Skip the pictures, please, and write out exactly the lines from the opening of the data through the line containing "</style></head><body>".

§ RAW DATA
◆ ◆ ◆ ◆
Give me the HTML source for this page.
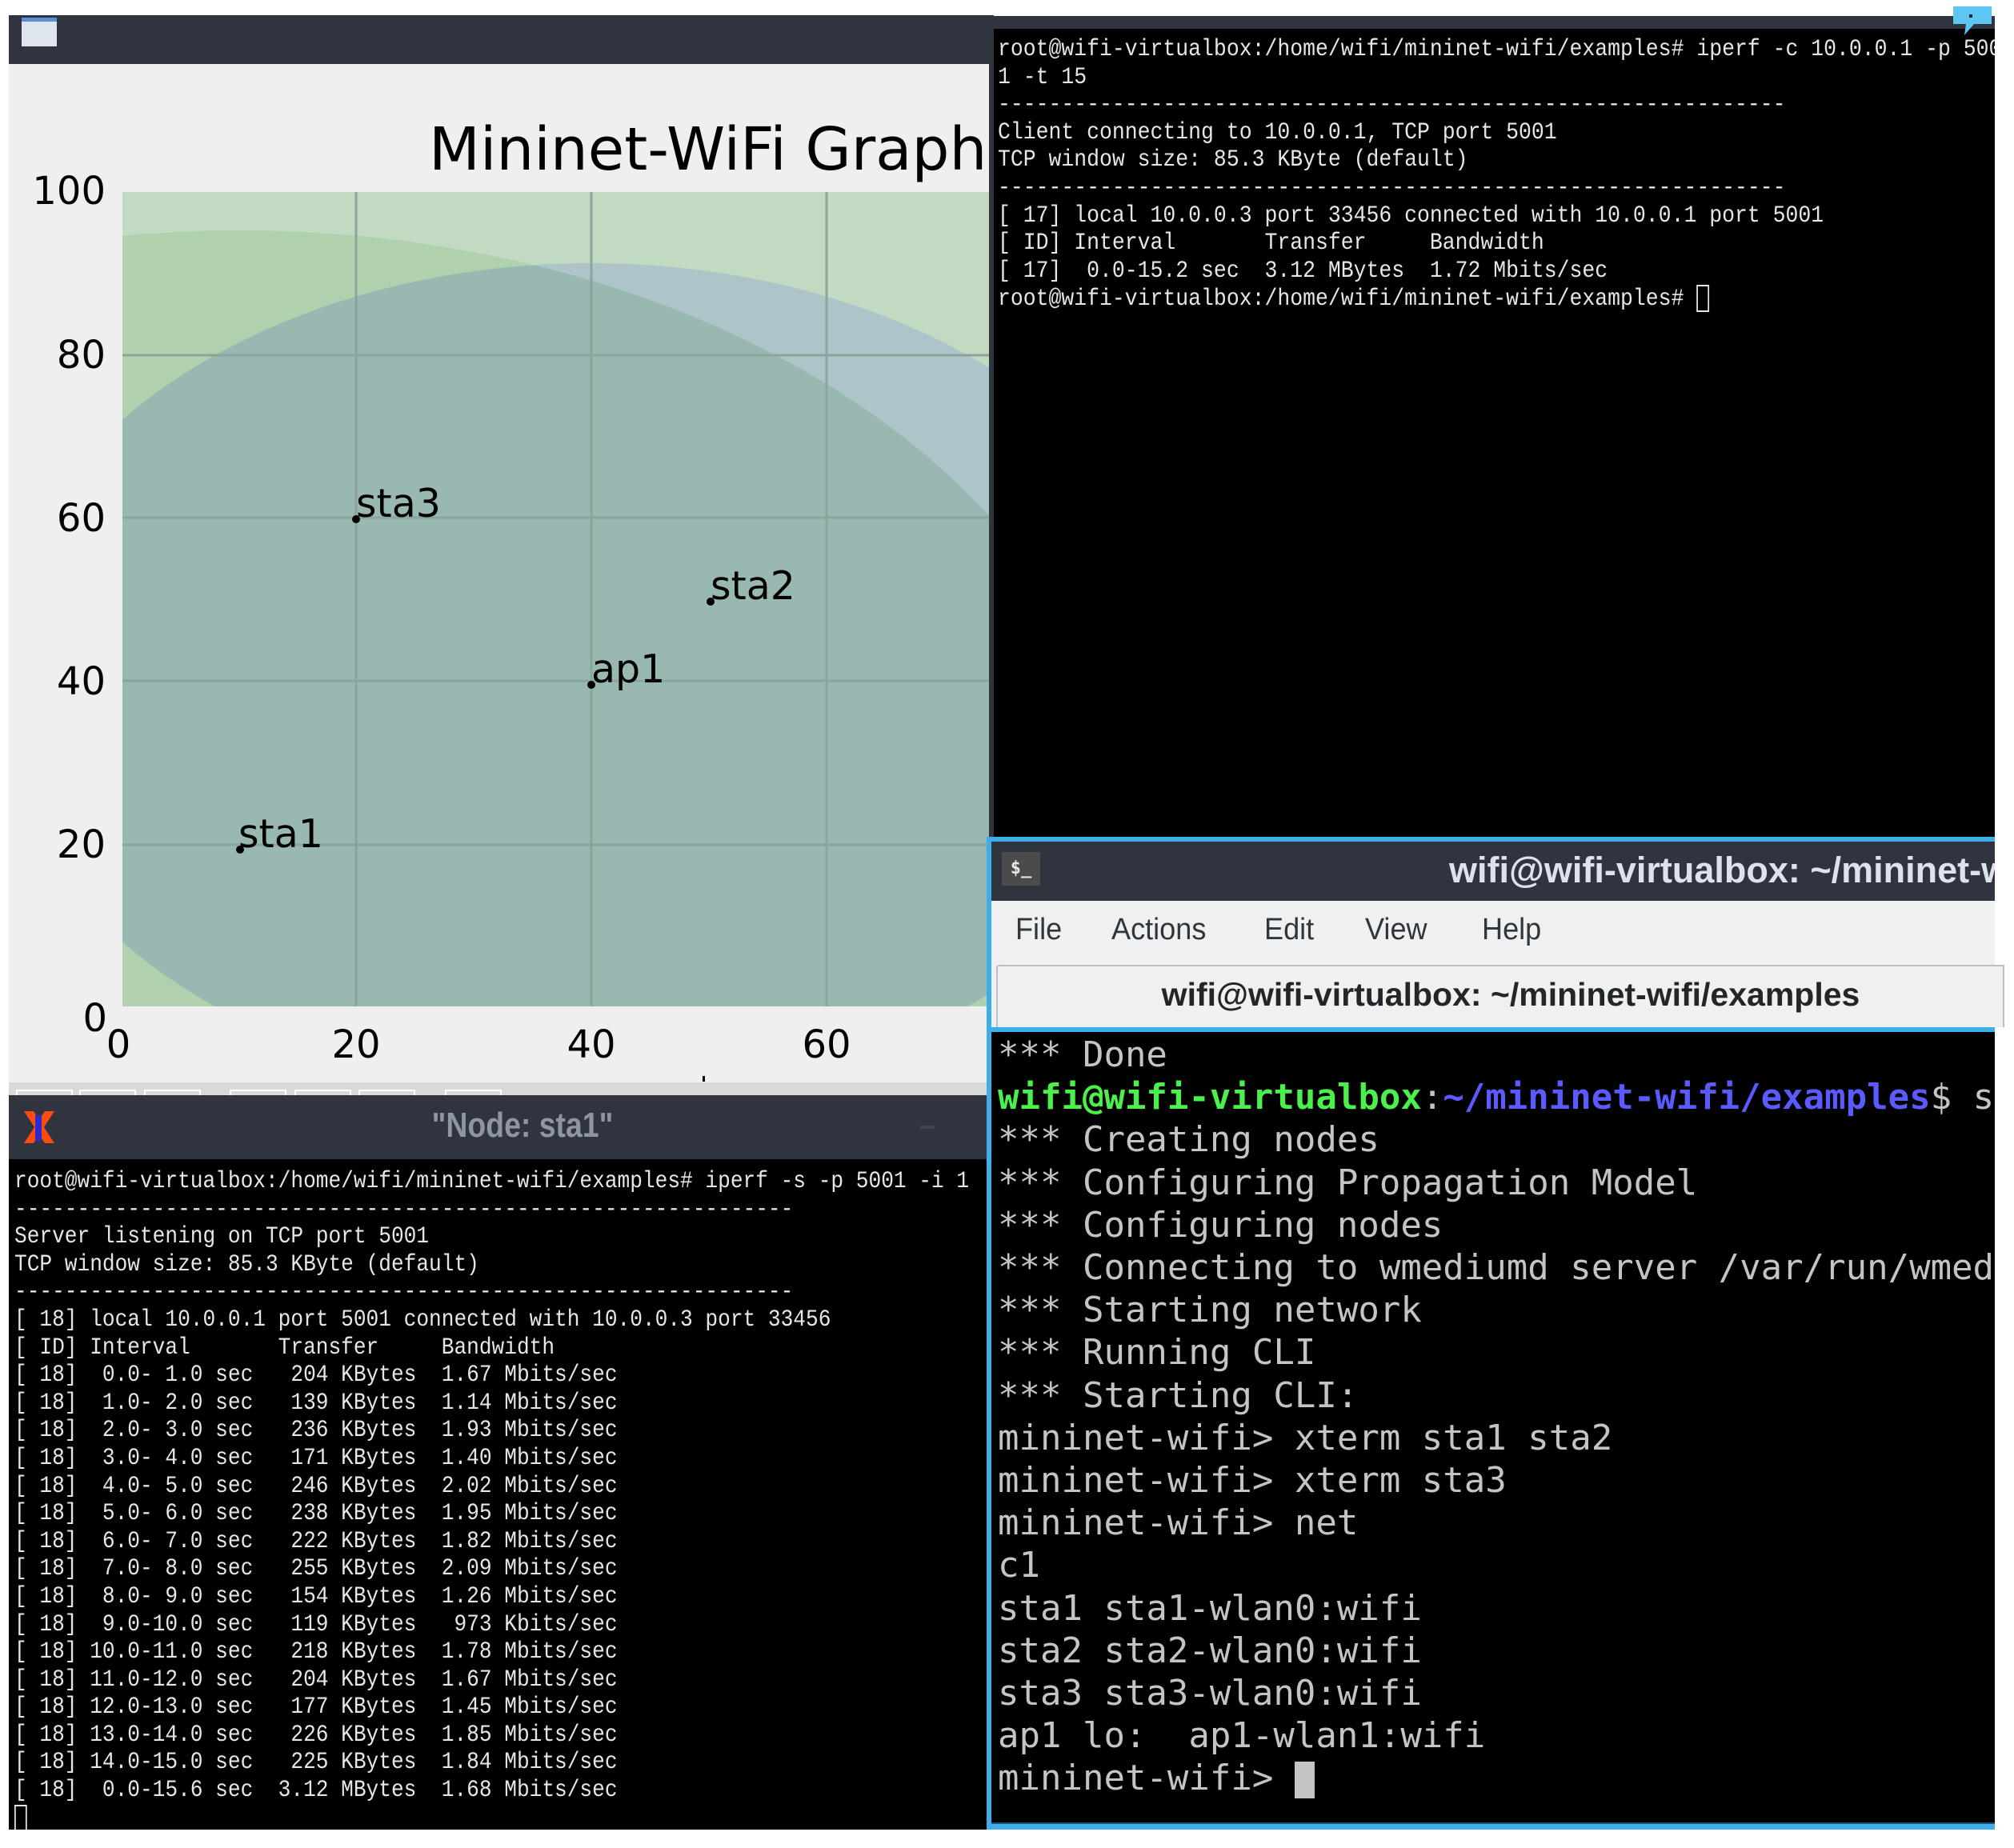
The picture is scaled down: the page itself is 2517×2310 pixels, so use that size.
<!DOCTYPE html>
<html><head><meta charset="utf-8">
<style>
html,body{margin:0;padding:0;background:#fff;}
body{width:2517px;height:2310px;position:relative;overflow:hidden;}
.abs{position:absolute;}
.xt{position:absolute;margin:0;font-family:"Liberation Mono",monospace;font-size:30px;line-height:34.6px;color:#e6e6e6;white-space:pre;transform-origin:0 0;}
.qt{position:absolute;margin:0;font-family:"DejaVu Sans Mono",monospace;font-size:44px;line-height:53.2px;color:#c4c4c4;white-space:pre;}
.g{color:#4bf04b;font-weight:bold}
.b{color:#5a5aff;font-weight:bold}
.menu{position:absolute;top:1141px;font-family:"Liberation Sans",sans-serif;font-size:38px;color:#31363b;transform:scaleX(0.95);transform-origin:0 0;}
</style></head><body>

<!-- Graph window -->
<div class="abs" style="left:11px;top:19px;width:1225px;height:1334px;background:#efefef;"></div>
<div class="abs" style="left:11px;top:19px;width:1225px;height:61px;background:#2f343f;"></div>
<div class="abs" style="left:27px;top:22px;width:44px;height:36px;background:#dfe5ec;border-top:5px solid #5a8fd2;box-sizing:border-box;"></div>
<div class="abs" style="left:11px;top:1353px;width:1225px;height:16px;background:#d9d9d9;"></div>
<div class="abs" style="left:20px;top:1362px;width:71px;height:7px;border:2px solid #fff;border-bottom:none;box-sizing:border-box"></div>
<div class="abs" style="left:99px;top:1362px;width:71px;height:7px;border:2px solid #fff;border-bottom:none;box-sizing:border-box"></div>
<div class="abs" style="left:180px;top:1362px;width:71px;height:7px;border:2px solid #fff;border-bottom:none;box-sizing:border-box"></div>
<div class="abs" style="left:287px;top:1362px;width:71px;height:7px;border:2px solid #fff;border-bottom:none;box-sizing:border-box"></div>
<div class="abs" style="left:368px;top:1362px;width:71px;height:7px;border:2px solid #fff;border-bottom:none;box-sizing:border-box"></div>
<div class="abs" style="left:448px;top:1362px;width:71px;height:7px;border:2px solid #fff;border-bottom:none;box-sizing:border-box"></div>
<div class="abs" style="left:556px;top:1362px;width:71px;height:7px;border:2px solid #fff;border-bottom:none;box-sizing:border-box"></div>

<svg class="abs" style="left:0;top:0" width="1236" height="1353" viewBox="0 0 1236 1353">
<defs>
<clipPath id="pa"><rect x="153" y="240" width="1083" height="1018"/></clipPath>
<clipPath id="ge"><ellipse cx="300" cy="1054" rx="1107" ry="766"/></clipPath>
</defs>
<g clip-path="url(#pa)">
<rect x="153" y="240" width="1083" height="1018" fill="#c2dac2"/>
<ellipse cx="300" cy="1054" rx="1107" ry="766" fill="#afd1ad"/>
<ellipse cx="739" cy="851" rx="751" ry="522" fill="#adc4c8"/>
<g clip-path="url(#ge)"><ellipse cx="739" cy="851" rx="751" ry="522" fill="#9ab8b2"/></g>
<g stroke="#8aa69c" stroke-width="3">
<line x1="445" y1="240" x2="445" y2="1258"/>
<line x1="739" y1="240" x2="739" y2="1258"/>
<line x1="1033" y1="240" x2="1033" y2="1258"/>
<line x1="153" y1="444" x2="1236" y2="444"/>
<line x1="153" y1="647" x2="1236" y2="647"/>
<line x1="153" y1="851" x2="1236" y2="851"/>
<line x1="153" y1="1056" x2="1236" y2="1056"/>
</g>
</g>
<g font-family="DejaVu Sans, sans-serif" fill="#000">
<text x="536" y="212" font-size="74">Mininet-WiFi Graph</text>
<g font-size="48" text-anchor="end">
<text x="132" y="255">100</text>
<text x="132" y="460">80</text>
<text x="132" y="664">60</text>
<text x="132" y="868">40</text>
<text x="132" y="1072">20</text>
<text x="134" y="1289">0</text>
</g>
<g font-size="48" text-anchor="middle">
<text x="148" y="1322">0</text>
<text x="445" y="1322">20</text>
<text x="739" y="1322">40</text>
<text x="1033" y="1322">60</text>
</g>
<g font-size="49">
<circle cx="445" cy="649" r="5"/><text x="445" y="646">sta3</text>
<circle cx="888" cy="752" r="5"/><text x="888" y="749">sta2</text>
<circle cx="739" cy="856" r="5"/><text x="739" y="853">ap1</text>
<circle cx="300" cy="1062" r="5"/><text x="298" y="1059">sta1</text>
</g>
</g>
<rect x="878" y="1345" width="3" height="7" fill="#000"/>
</svg>
<div class="abs" style="left:1236px;top:19px;width:6px;height:1030px;background:#2f343f;"></div>

<!-- Top-right xterm -->
<div class="abs" style="left:1242px;top:20px;width:1251px;height:16px;background:#2f343f;"></div>
<div class="abs" style="left:1242px;top:36px;width:1251px;height:1012px;background:#000;overflow:hidden;">
<pre class="xt" style="left:5px;top:9px;transform:scaleX(0.882);">root@wifi-virtualbox:/home/wifi/mininet-wifi/examples# iperf -c 10.0.0.1 -p 500
1 -t 15
--------------------------------------------------------------
Client connecting to 10.0.0.1, TCP port 5001
TCP window size: 85.3 KByte (default)
--------------------------------------------------------------
[ 17] local 10.0.0.3 port 33456 connected with 10.0.0.1 port 5001
[ ID] Interval       Transfer     Bandwidth
[ 17]  0.0-15.2 sec  3.12 MBytes  1.72 Mbits/sec
root@wifi-virtualbox:/home/wifi/mininet-wifi/examples# <span style="display:inline-block;width:14px;height:30px;border:2px solid #e6e6e6;vertical-align:middle;"></span></pre>
</div>
<svg class="abs" style="left:2437px;top:0" width="56" height="46" viewBox="0 0 56 46"><path d="M4 8 L52 8 L52 30 L30 30 L18 44 L20 30 L4 30 Z" fill="#5ec6f3"/><rect x="24" y="18" width="4" height="4" fill="#123"/></svg>

<!-- Bottom-left xterm -->
<div class="abs" style="left:11px;top:1369px;width:1225px;height:80px;background:#2f343f;"></div>
<svg class="abs" style="left:26px;top:1386px" width="46" height="46" viewBox="0 0 46 46">
<path d="M4 3 L16 3 L42 43 L30 43 Z" fill="#ff4a10"/>
<path d="M30 3 L42 3 L16 43 L4 43 Z" fill="#ff4a10"/>
<path d="M18 8 L26 8 L26 40 L18 40 Z" fill="#2a2acf"/>
</svg>
<div class="abs" style="left:453px;top:1382px;width:400px;text-align:center;font-family:'Liberation Sans',sans-serif;font-weight:bold;font-size:44px;color:#8e96a3;transform:scaleX(0.85);">"Node: sta1"</div>
<div class="abs" style="left:1150px;top:1407px;width:18px;height:4px;background:#3f4551;"></div>
<div class="abs" style="left:11px;top:1449px;width:1225px;height:838px;background:#000;overflow:hidden;">
<pre class="xt" style="left:7px;top:11px;transform:scaleX(0.872);">root@wifi-virtualbox:/home/wifi/mininet-wifi/examples# iperf -s -p 5001 -i 1
--------------------------------------------------------------
Server listening on TCP port 5001
TCP window size: 85.3 KByte (default)
--------------------------------------------------------------
[ 18] local 10.0.0.1 port 5001 connected with 10.0.0.3 port 33456
[ ID] Interval       Transfer     Bandwidth
[ 18]  0.0- 1.0 sec   204 KBytes  1.67 Mbits/sec
[ 18]  1.0- 2.0 sec   139 KBytes  1.14 Mbits/sec
[ 18]  2.0- 3.0 sec   236 KBytes  1.93 Mbits/sec
[ 18]  3.0- 4.0 sec   171 KBytes  1.40 Mbits/sec
[ 18]  4.0- 5.0 sec   246 KBytes  2.02 Mbits/sec
[ 18]  5.0- 6.0 sec   238 KBytes  1.95 Mbits/sec
[ 18]  6.0- 7.0 sec   222 KBytes  1.82 Mbits/sec
[ 18]  7.0- 8.0 sec   255 KBytes  2.09 Mbits/sec
[ 18]  8.0- 9.0 sec   154 KBytes  1.26 Mbits/sec
[ 18]  9.0-10.0 sec   119 KBytes   973 Kbits/sec
[ 18] 10.0-11.0 sec   218 KBytes  1.78 Mbits/sec
[ 18] 11.0-12.0 sec   204 KBytes  1.67 Mbits/sec
[ 18] 12.0-13.0 sec   177 KBytes  1.45 Mbits/sec
[ 18] 13.0-14.0 sec   226 KBytes  1.85 Mbits/sec
[ 18] 14.0-15.0 sec   225 KBytes  1.84 Mbits/sec
[ 18]  0.0-15.6 sec  3.12 MBytes  1.68 Mbits/sec
<span style="display:inline-block;width:14px;height:32px;border:2px solid #e6e6e6;vertical-align:top;"></span></pre>
</div>

<!-- Bottom-right qterminal -->
<div class="abs" style="left:1233px;top:1046px;width:1260px;height:1241px;background:#3daee9;"></div>
<div class="abs" style="left:1239px;top:2278px;width:1254px;height:9px;background:#3daee9;border-top:2px solid #1d4e6b;box-sizing:border-box;"></div>
<div class="abs" style="left:1239px;top:1052px;width:1254px;height:74px;background:#2f343f;overflow:hidden;">
<div class="abs" style="left:13px;top:13px;width:48px;height:42px;background:#4b4b4b;color:#e8e8e8;font-family:'DejaVu Sans Mono',monospace;font-weight:bold;font-size:22px;line-height:42px;text-align:center;">$_</div>
<div class="abs" style="left:572px;top:10px;white-space:nowrap;font-family:'Liberation Sans',sans-serif;font-weight:bold;font-size:45px;color:#dde3ea;">wifi@wifi-virtualbox: ~/mininet-wifi/examples</div>
</div>
<div class="abs" style="left:1239px;top:1126px;width:1254px;height:158px;background:#eff0f1;"></div>
<div class="menu" style="left:1269px;">File</div>
<div class="menu" style="left:1389px;">Actions</div>
<div class="menu" style="left:1580px;">Edit</div>
<div class="menu" style="left:1706px;">View</div>
<div class="menu" style="left:1852px;">Help</div>
<div class="abs" style="left:1245px;top:1206px;width:1260px;height:78px;border:2px solid #bcbebf;border-bottom:none;border-radius:4px 0 0 0;background:#eff0f1;box-sizing:border-box;"></div>
<div class="abs" style="left:1288px;top:1220px;width:1200px;text-align:center;font-family:'Liberation Sans',sans-serif;font-weight:bold;font-size:41px;color:#232629;">wifi@wifi-virtualbox: ~/mininet-wifi/examples</div>
<div class="abs" style="left:1239px;top:1290px;width:1254px;height:988px;background:#000;overflow:hidden;">
<pre class="qt" style="left:8px;top:2px;">*** Done
<span class="g">wifi@wifi-virtualbox</span>:<span class="b">~/mininet-wifi/examples</span>$ s
*** Creating nodes
*** Configuring Propagation Model
*** Configuring nodes
*** Connecting to wmediumd server /var/run/wmediumd.sock
*** Starting network
*** Running CLI
*** Starting CLI:
mininet-wifi&gt; xterm sta1 sta2
mininet-wifi&gt; xterm sta3
mininet-wifi&gt; net
c1
sta1 sta1-wlan0:wifi
sta2 sta2-wlan0:wifi
sta3 sta3-wlan0:wifi
ap1 lo:  ap1-wlan1:wifi
mininet-wifi&gt; <span style="display:inline-block;width:25px;height:46px;background:#c4c4c4;vertical-align:middle;"></span></pre>
</div>

</body></html>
◆ ◆ ◆ ◆
§ ANSWER TO THIS TASK
Give me the HTML source for this page.
The picture is scaled down: the page itself is 2517×2310 pixels, so use that size.
<!DOCTYPE html>
<html><head><meta charset="utf-8">
<style>
html,body{margin:0;padding:0;background:#fff;}
body{width:2517px;height:2310px;position:relative;overflow:hidden;}
.abs{position:absolute;}
.xt{position:absolute;margin:0;font-family:"Liberation Mono",monospace;font-size:30px;line-height:34.6px;color:#e6e6e6;white-space:pre;transform-origin:0 0;}
.qt{position:absolute;margin:0;font-family:"DejaVu Sans Mono",monospace;font-size:44px;line-height:53.2px;color:#c4c4c4;white-space:pre;}
.g{color:#4bf04b;font-weight:bold}
.b{color:#5a5aff;font-weight:bold}
.menu{position:absolute;top:1141px;font-family:"Liberation Sans",sans-serif;font-size:38px;color:#31363b;transform:scaleX(0.95);transform-origin:0 0;}
</style></head><body>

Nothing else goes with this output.